Given material |
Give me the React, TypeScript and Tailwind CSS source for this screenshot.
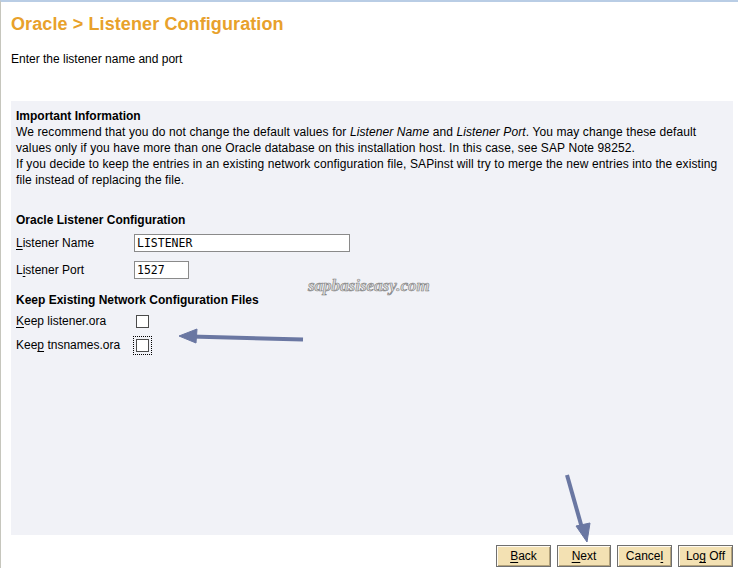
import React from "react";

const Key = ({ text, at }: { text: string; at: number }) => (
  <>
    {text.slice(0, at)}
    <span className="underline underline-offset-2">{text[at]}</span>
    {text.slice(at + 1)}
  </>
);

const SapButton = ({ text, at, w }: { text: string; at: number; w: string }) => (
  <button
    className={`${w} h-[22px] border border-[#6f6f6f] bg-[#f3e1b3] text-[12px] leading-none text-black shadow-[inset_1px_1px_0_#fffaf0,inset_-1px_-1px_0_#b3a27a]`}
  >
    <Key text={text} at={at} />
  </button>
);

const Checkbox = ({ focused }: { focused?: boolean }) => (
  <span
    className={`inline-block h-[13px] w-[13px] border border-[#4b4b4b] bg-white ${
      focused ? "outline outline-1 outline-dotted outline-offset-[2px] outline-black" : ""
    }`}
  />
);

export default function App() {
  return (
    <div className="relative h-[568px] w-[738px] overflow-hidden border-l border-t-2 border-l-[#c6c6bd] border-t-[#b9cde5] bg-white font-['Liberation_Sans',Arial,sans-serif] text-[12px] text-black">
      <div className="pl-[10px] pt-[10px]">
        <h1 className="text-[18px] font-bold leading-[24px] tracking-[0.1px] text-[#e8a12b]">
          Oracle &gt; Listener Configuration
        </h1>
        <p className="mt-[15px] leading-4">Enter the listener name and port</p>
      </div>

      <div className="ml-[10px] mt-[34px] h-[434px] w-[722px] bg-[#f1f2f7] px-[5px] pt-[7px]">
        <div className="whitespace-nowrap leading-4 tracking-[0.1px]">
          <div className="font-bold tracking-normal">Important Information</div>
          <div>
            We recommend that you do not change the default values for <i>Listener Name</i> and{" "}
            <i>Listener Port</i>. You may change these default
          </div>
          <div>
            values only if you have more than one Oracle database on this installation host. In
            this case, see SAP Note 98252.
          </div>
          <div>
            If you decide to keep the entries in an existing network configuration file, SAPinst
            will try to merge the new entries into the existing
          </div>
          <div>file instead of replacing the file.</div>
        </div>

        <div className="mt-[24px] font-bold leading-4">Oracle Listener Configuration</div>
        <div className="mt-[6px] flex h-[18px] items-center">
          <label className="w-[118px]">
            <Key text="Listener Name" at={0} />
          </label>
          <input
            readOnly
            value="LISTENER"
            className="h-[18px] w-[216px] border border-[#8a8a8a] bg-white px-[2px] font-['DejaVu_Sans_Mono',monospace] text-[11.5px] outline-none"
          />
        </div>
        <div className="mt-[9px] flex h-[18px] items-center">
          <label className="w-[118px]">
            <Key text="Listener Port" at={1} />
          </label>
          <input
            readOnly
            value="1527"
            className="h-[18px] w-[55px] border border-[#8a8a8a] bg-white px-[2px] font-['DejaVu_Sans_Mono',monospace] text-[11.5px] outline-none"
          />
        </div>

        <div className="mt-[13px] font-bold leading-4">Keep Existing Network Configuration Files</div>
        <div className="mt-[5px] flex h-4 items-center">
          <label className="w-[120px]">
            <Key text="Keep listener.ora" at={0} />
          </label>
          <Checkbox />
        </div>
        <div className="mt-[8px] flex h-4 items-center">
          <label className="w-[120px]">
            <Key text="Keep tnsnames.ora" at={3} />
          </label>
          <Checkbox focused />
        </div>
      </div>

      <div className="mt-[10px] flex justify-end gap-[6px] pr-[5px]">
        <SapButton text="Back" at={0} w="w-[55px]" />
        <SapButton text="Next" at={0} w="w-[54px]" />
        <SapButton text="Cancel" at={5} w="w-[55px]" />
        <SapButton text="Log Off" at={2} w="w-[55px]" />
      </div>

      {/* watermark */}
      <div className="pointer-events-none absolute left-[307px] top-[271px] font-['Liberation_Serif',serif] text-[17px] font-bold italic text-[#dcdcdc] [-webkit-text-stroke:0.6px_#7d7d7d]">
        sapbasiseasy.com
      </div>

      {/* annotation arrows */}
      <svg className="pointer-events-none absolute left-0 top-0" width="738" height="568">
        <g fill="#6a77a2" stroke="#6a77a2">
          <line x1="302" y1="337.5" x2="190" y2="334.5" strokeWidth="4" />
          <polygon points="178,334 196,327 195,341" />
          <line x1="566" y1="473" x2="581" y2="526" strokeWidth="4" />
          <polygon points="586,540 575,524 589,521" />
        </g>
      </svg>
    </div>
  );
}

Problem details | Your task is to repeat the data above exactly while excluding the pictures.

Task output |
Give me the React, TypeScript and Tailwind CSS source for this screenshot.
import React from "react";

const Key = ({ text, at }: { text: string; at: number }) => (
  <>
    {text.slice(0, at)}
    <span className="underline underline-offset-2">{text[at]}</span>
    {text.slice(at + 1)}
  </>
);

const SapButton = ({ text, at, w }: { text: string; at: number; w: string }) => (
  <button
    className={`${w} h-[22px] border border-[#6f6f6f] bg-[#f3e1b3] text-[12px] leading-none text-black shadow-[inset_1px_1px_0_#fffaf0,inset_-1px_-1px_0_#b3a27a]`}
  >
    <Key text={text} at={at} />
  </button>
);

const Checkbox = ({ focused }: { focused?: boolean }) => (
  <span
    className={`inline-block h-[13px] w-[13px] border border-[#4b4b4b] bg-white ${
      focused ? "outline outline-1 outline-dotted outline-offset-[2px] outline-black" : ""
    }`}
  />
);

export default function App() {
  return (
    <div className="relative h-[568px] w-[738px] overflow-hidden border-l border-t-2 border-l-[#c6c6bd] border-t-[#b9cde5] bg-white font-['Liberation_Sans',Arial,sans-serif] text-[12px] text-black">
      <div className="pl-[10px] pt-[10px]">
        <h1 className="text-[18px] font-bold leading-[24px] tracking-[0.1px] text-[#e8a12b]">
          Oracle &gt; Listener Configuration
        </h1>
        <p className="mt-[15px] leading-4">Enter the listener name and port</p>
      </div>

      <div className="ml-[10px] mt-[34px] h-[434px] w-[722px] bg-[#f1f2f7] px-[5px] pt-[7px]">
        <div className="whitespace-nowrap leading-4 tracking-[0.1px]">
          <div className="font-bold tracking-normal">Important Information</div>
          <div>
            We recommend that you do not change the default values for <i>Listener Name</i> and{" "}
            <i>Listener Port</i>. You may change these default
          </div>
          <div>
            values only if you have more than one Oracle database on this installation host. In
            this case, see SAP Note 98252.
          </div>
          <div>
            If you decide to keep the entries in an existing network configuration file, SAPinst
            will try to merge the new entries into the existing
          </div>
          <div>file instead of replacing the file.</div>
        </div>

        <div className="mt-[24px] font-bold leading-4">Oracle Listener Configuration</div>
        <div className="mt-[6px] flex h-[18px] items-center">
          <label className="w-[118px]">
            <Key text="Listener Name" at={0} />
          </label>
          <input
            readOnly
            value="LISTENER"
            className="h-[18px] w-[216px] border border-[#8a8a8a] bg-white px-[2px] font-['DejaVu_Sans_Mono',monospace] text-[11.5px] outline-none"
          />
        </div>
        <div className="mt-[9px] flex h-[18px] items-center">
          <label className="w-[118px]">
            <Key text="Listener Port" at={1} />
          </label>
          <input
            readOnly
            value="1527"
            className="h-[18px] w-[55px] border border-[#8a8a8a] bg-white px-[2px] font-['DejaVu_Sans_Mono',monospace] text-[11.5px] outline-none"
          />
        </div>

        <div className="mt-[13px] font-bold leading-4">Keep Existing Network Configuration Files</div>
        <div className="mt-[5px] flex h-4 items-center">
          <label className="w-[120px]">
            <Key text="Keep listener.ora" at={0} />
          </label>
          <Checkbox />
        </div>
        <div className="mt-[8px] flex h-4 items-center">
          <label className="w-[120px]">
            <Key text="Keep tnsnames.ora" at={3} />
          </label>
          <Checkbox focused />
        </div>
      </div>

      <div className="mt-[10px] flex justify-end gap-[6px] pr-[5px]">
        <SapButton text="Back" at={0} w="w-[55px]" />
        <SapButton text="Next" at={0} w="w-[54px]" />
        <SapButton text="Cancel" at={5} w="w-[55px]" />
        <SapButton text="Log Off" at={2} w="w-[55px]" />
      </div>

      {/* watermark */}
      <div className="pointer-events-none absolute left-[307px] top-[271px] font-['Liberation_Serif',serif] text-[17px] font-bold italic text-[#dcdcdc] [-webkit-text-stroke:0.6px_#7d7d7d]">
        sapbasiseasy.com
      </div>

      {/* annotation arrows */}
      <svg className="pointer-events-none absolute left-0 top-0" width="738" height="568">
        <g fill="#6a77a2" stroke="#6a77a2">
          <line x1="302" y1="337.5" x2="190" y2="334.5" strokeWidth="4" />
          <polygon points="178,334 196,327 195,341" />
          <line x1="566" y1="473" x2="581" y2="526" strokeWidth="4" />
          <polygon points="586,540 575,524 589,521" />
        </g>
      </svg>
    </div>
  );
}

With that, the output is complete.